Begin Data shown
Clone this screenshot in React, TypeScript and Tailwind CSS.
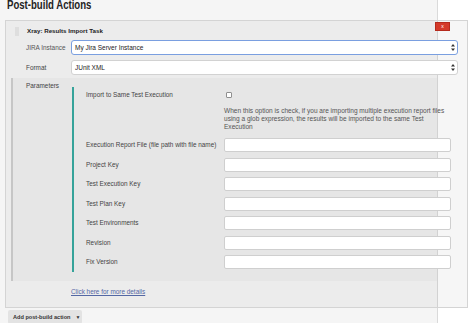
import React from "react";

const fields = [
  "Execution Report File (file path with file name)",
  "Project Key",
  "Test Execution Key",
  "Test Plan Key",
  "Test Environments",
  "Revision",
  "Fix Version",
];

function SelectArrows() {
  return (
    <svg width="4" height="7" viewBox="0 0 4 7">
      <path d="M2 0L4 2.6H0Z M2 7L0 4.4H4Z" fill="#333" />
    </svg>
  );
}

export default function App() {
  return (
    <div className="w-[474px] h-[323px] overflow-hidden bg-white flex font-['Liberation_Sans',Arial,sans-serif] text-[#333] text-[6.4px] leading-[8px]">
      <div className="w-[438px] shrink-0 bg-[#f5f5f5] border-r border-[#dadada]">
        <div className="h-[21px] pl-[7px]">
          <div className="-mt-[1px] text-[12px] leading-[12px] font-bold text-[#222] whitespace-nowrap origin-left scale-x-[0.8]">
            Post-build Actions
          </div>
        </div>

        <div className="ml-[5px] w-[463px] h-[288px] border border-[#d4d4d4] bg-black/[0.035] flex flex-col">
          {/* header */}
          <div className="h-[19px] shrink-0 flex items-start">
            <div className="ml-[9px] mt-[6px] w-[4px] h-[9px] bg-[#dedede]" />
            <div className="ml-[8px] mt-[6px] text-[6.2px] leading-[8px] font-bold text-[#222]">
              Xray: Results Import Task
            </div>
            <div className="ml-auto mr-[17px] mt-[1px] w-[15px] h-[9px] bg-[#d43a2a] border border-[#b52a1d] text-white text-[5px] leading-[5px] flex items-center justify-center">
              x
            </div>
          </div>

          <div className="h-[15px] shrink-0 flex items-center pl-[20px]">
            <div className="w-[45px] shrink-0 text-[#555]">JIRA Instance</div>
            <div className="w-[387px] h-[15px] shrink-0 bg-white border border-[#7a9fe0] rounded-[3px] flex items-center pl-[3px] pr-[2px] text-[6.5px] text-[#222]">
              <span className="flex-1">My Jira Server Instance</span>
              <SelectArrows />
            </div>
          </div>

          <div className="mt-[5px] h-[15px] shrink-0 flex items-center pl-[20px]">
            <div className="w-[45px] shrink-0 text-[#444]">Format</div>
            <div className="w-[387px] h-[15px] shrink-0 bg-white border border-[#d2d2d2] rounded-[3px] flex items-center pl-[3px] pr-[2px] text-[6.5px] text-[#222]">
              <span className="flex-1">JUnit XML</span>
              <SelectArrows />
            </div>
          </div>

          {/* parameters */}
          <div className="mt-[3px] ml-[5px] w-[426px] h-[203px] shrink-0 border-l-2 border-[#c6c6c6] bg-black/[0.025] flex">
            <div className="w-[59px] shrink-0 pl-[13px] pt-[4px] text-[#444]">Parameters</div>
            <div className="my-[9px] shrink-0 border-l-2 border-[#36a39a] pl-[12px] flex flex-col text-[#444]">
              <div className="mt-[1px] h-[14px] flex items-center">
                <div className="w-[138px] shrink-0">Import to Same Test Execution</div>
                <div className="ml-[2px] w-[6px] h-[6px] bg-white border border-[#8f8f8f] rounded-[1px]" />
              </div>
              <div className="mt-[5px] ml-[138px] whitespace-nowrap text-[6.55px] text-[#555]">
                When this option is check, if you are importing multiple execution report files
                <br />
                using a glob expression, the results will be imported to the same Test
                <br />
                Execution
              </div>
              <div className="mt-[7px] flex flex-col gap-[5.5px]">
                {fields.map((f) => (
                  <div key={f} className="h-[14px] flex items-center">
                    <div className="w-[138px] shrink-0 whitespace-nowrap">{f}</div>
                    <div className="w-[227px] h-[14px] shrink-0 bg-white border border-[#cfcfcf] rounded-[2px]" />
                  </div>
                ))}
              </div>
            </div>
          </div>

          <div className="flex-1 min-h-0 pl-[65px] pt-[7px]">
            <span className="text-[#5468a4] underline">Click here for more details</span>
          </div>
        </div>

        <div className="mt-[2px] ml-[8px] w-[74px] h-[14px] bg-[#e3e3e3] rounded-[2px] flex items-center pl-[5px] text-[5.6px] font-bold text-[#333]">
          <span>Add post-build action</span>
          <span className="ml-[5px] text-[5px]">▼</span>
        </div>
      </div>
      <div className="flex-1" />
    </div>
  );
}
End Data shown
- Work required
Across the material above, count every line holding "React" and write down only the number.

- The solution
2